* WHAT THIS TASK INVOLVES
Transcribe everything in the data word for word. Pictures are left out.

* SOURCE MATERIAL
+++++
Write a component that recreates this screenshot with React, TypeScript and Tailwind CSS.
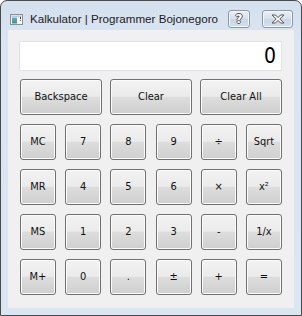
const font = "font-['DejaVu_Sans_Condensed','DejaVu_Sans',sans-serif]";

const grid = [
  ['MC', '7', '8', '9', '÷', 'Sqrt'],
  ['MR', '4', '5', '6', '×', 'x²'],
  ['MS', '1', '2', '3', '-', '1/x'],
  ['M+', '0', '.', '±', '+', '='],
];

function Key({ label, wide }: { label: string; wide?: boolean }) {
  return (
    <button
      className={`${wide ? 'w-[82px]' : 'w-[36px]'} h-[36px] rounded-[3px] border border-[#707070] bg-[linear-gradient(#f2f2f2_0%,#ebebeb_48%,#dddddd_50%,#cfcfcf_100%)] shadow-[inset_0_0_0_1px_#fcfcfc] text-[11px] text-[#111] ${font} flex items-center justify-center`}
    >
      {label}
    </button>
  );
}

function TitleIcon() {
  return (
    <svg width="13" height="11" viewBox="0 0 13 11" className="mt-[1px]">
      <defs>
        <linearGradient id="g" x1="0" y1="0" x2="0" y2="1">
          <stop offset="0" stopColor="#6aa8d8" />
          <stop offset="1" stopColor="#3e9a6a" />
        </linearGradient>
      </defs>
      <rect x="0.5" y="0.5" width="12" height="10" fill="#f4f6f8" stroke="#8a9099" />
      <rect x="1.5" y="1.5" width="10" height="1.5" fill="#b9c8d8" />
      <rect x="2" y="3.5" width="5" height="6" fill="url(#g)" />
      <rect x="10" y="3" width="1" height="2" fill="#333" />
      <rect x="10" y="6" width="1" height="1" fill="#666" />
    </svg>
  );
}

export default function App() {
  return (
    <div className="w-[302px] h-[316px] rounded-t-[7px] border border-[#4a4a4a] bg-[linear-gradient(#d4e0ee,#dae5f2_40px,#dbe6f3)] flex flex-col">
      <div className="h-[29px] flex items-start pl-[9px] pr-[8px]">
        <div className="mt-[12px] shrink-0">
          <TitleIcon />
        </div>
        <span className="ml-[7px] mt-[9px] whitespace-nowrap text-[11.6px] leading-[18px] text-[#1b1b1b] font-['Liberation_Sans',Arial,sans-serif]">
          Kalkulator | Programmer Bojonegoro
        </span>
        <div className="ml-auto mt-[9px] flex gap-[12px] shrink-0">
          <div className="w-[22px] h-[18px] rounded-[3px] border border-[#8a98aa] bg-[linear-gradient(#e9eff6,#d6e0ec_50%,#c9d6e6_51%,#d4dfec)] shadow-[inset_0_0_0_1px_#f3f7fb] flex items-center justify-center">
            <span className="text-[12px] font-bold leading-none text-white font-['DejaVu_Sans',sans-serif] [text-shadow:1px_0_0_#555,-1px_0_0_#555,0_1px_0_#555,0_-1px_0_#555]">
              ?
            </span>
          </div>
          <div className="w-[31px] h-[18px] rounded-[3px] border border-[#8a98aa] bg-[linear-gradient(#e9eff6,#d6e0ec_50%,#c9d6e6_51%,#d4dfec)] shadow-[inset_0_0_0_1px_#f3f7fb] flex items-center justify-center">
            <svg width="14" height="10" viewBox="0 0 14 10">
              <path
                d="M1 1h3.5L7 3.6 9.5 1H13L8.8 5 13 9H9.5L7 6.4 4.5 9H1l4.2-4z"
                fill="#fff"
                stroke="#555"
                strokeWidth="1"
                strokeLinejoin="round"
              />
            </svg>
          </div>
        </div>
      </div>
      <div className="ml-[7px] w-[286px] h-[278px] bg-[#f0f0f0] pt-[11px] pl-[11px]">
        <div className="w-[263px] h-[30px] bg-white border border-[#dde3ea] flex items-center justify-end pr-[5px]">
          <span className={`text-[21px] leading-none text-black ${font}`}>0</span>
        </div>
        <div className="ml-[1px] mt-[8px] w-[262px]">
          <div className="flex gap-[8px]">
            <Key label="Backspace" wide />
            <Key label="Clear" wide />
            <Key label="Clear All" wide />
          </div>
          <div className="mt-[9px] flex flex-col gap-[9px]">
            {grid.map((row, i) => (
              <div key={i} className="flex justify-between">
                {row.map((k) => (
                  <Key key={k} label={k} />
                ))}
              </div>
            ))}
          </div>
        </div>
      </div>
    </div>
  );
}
+++++
* RESULT OF THIS EXERCISE
Write a component that recreates this screenshot with React, TypeScript and Tailwind CSS.
const font = "font-['DejaVu_Sans_Condensed','DejaVu_Sans',sans-serif]";

const grid = [
  ['MC', '7', '8', '9', '÷', 'Sqrt'],
  ['MR', '4', '5', '6', '×', 'x²'],
  ['MS', '1', '2', '3', '-', '1/x'],
  ['M+', '0', '.', '±', '+', '='],
];

function Key({ label, wide }: { label: string; wide?: boolean }) {
  return (
    <button
      className={`${wide ? 'w-[82px]' : 'w-[36px]'} h-[36px] rounded-[3px] border border-[#707070] bg-[linear-gradient(#f2f2f2_0%,#ebebeb_48%,#dddddd_50%,#cfcfcf_100%)] shadow-[inset_0_0_0_1px_#fcfcfc] text-[11px] text-[#111] ${font} flex items-center justify-center`}
    >
      {label}
    </button>
  );
}

function TitleIcon() {
  return (
    <svg width="13" height="11" viewBox="0 0 13 11" className="mt-[1px]">
      <defs>
        <linearGradient id="g" x1="0" y1="0" x2="0" y2="1">
          <stop offset="0" stopColor="#6aa8d8" />
          <stop offset="1" stopColor="#3e9a6a" />
        </linearGradient>
      </defs>
      <rect x="0.5" y="0.5" width="12" height="10" fill="#f4f6f8" stroke="#8a9099" />
      <rect x="1.5" y="1.5" width="10" height="1.5" fill="#b9c8d8" />
      <rect x="2" y="3.5" width="5" height="6" fill="url(#g)" />
      <rect x="10" y="3" width="1" height="2" fill="#333" />
      <rect x="10" y="6" width="1" height="1" fill="#666" />
    </svg>
  );
}

export default function App() {
  return (
    <div className="w-[302px] h-[316px] rounded-t-[7px] border border-[#4a4a4a] bg-[linear-gradient(#d4e0ee,#dae5f2_40px,#dbe6f3)] flex flex-col">
      <div className="h-[29px] flex items-start pl-[9px] pr-[8px]">
        <div className="mt-[12px] shrink-0">
          <TitleIcon />
        </div>
        <span className="ml-[7px] mt-[9px] whitespace-nowrap text-[11.6px] leading-[18px] text-[#1b1b1b] font-['Liberation_Sans',Arial,sans-serif]">
          Kalkulator | Programmer Bojonegoro
        </span>
        <div className="ml-auto mt-[9px] flex gap-[12px] shrink-0">
          <div className="w-[22px] h-[18px] rounded-[3px] border border-[#8a98aa] bg-[linear-gradient(#e9eff6,#d6e0ec_50%,#c9d6e6_51%,#d4dfec)] shadow-[inset_0_0_0_1px_#f3f7fb] flex items-center justify-center">
            <span className="text-[12px] font-bold leading-none text-white font-['DejaVu_Sans',sans-serif] [text-shadow:1px_0_0_#555,-1px_0_0_#555,0_1px_0_#555,0_-1px_0_#555]">
              ?
            </span>
          </div>
          <div className="w-[31px] h-[18px] rounded-[3px] border border-[#8a98aa] bg-[linear-gradient(#e9eff6,#d6e0ec_50%,#c9d6e6_51%,#d4dfec)] shadow-[inset_0_0_0_1px_#f3f7fb] flex items-center justify-center">
            <svg width="14" height="10" viewBox="0 0 14 10">
              <path
                d="M1 1h3.5L7 3.6 9.5 1H13L8.8 5 13 9H9.5L7 6.4 4.5 9H1l4.2-4z"
                fill="#fff"
                stroke="#555"
                strokeWidth="1"
                strokeLinejoin="round"
              />
            </svg>
          </div>
        </div>
      </div>
      <div className="ml-[7px] w-[286px] h-[278px] bg-[#f0f0f0] pt-[11px] pl-[11px]">
        <div className="w-[263px] h-[30px] bg-white border border-[#dde3ea] flex items-center justify-end pr-[5px]">
          <span className={`text-[21px] leading-none text-black ${font}`}>0</span>
        </div>
        <div className="ml-[1px] mt-[8px] w-[262px]">
          <div className="flex gap-[8px]">
            <Key label="Backspace" wide />
            <Key label="Clear" wide />
            <Key label="Clear All" wide />
          </div>
          <div className="mt-[9px] flex flex-col gap-[9px]">
            {grid.map((row, i) => (
              <div key={i} className="flex justify-between">
                {row.map((k) => (
                  <Key key={k} label={k} />
                ))}
              </div>
            ))}
          </div>
        </div>
      </div>
    </div>
  );
}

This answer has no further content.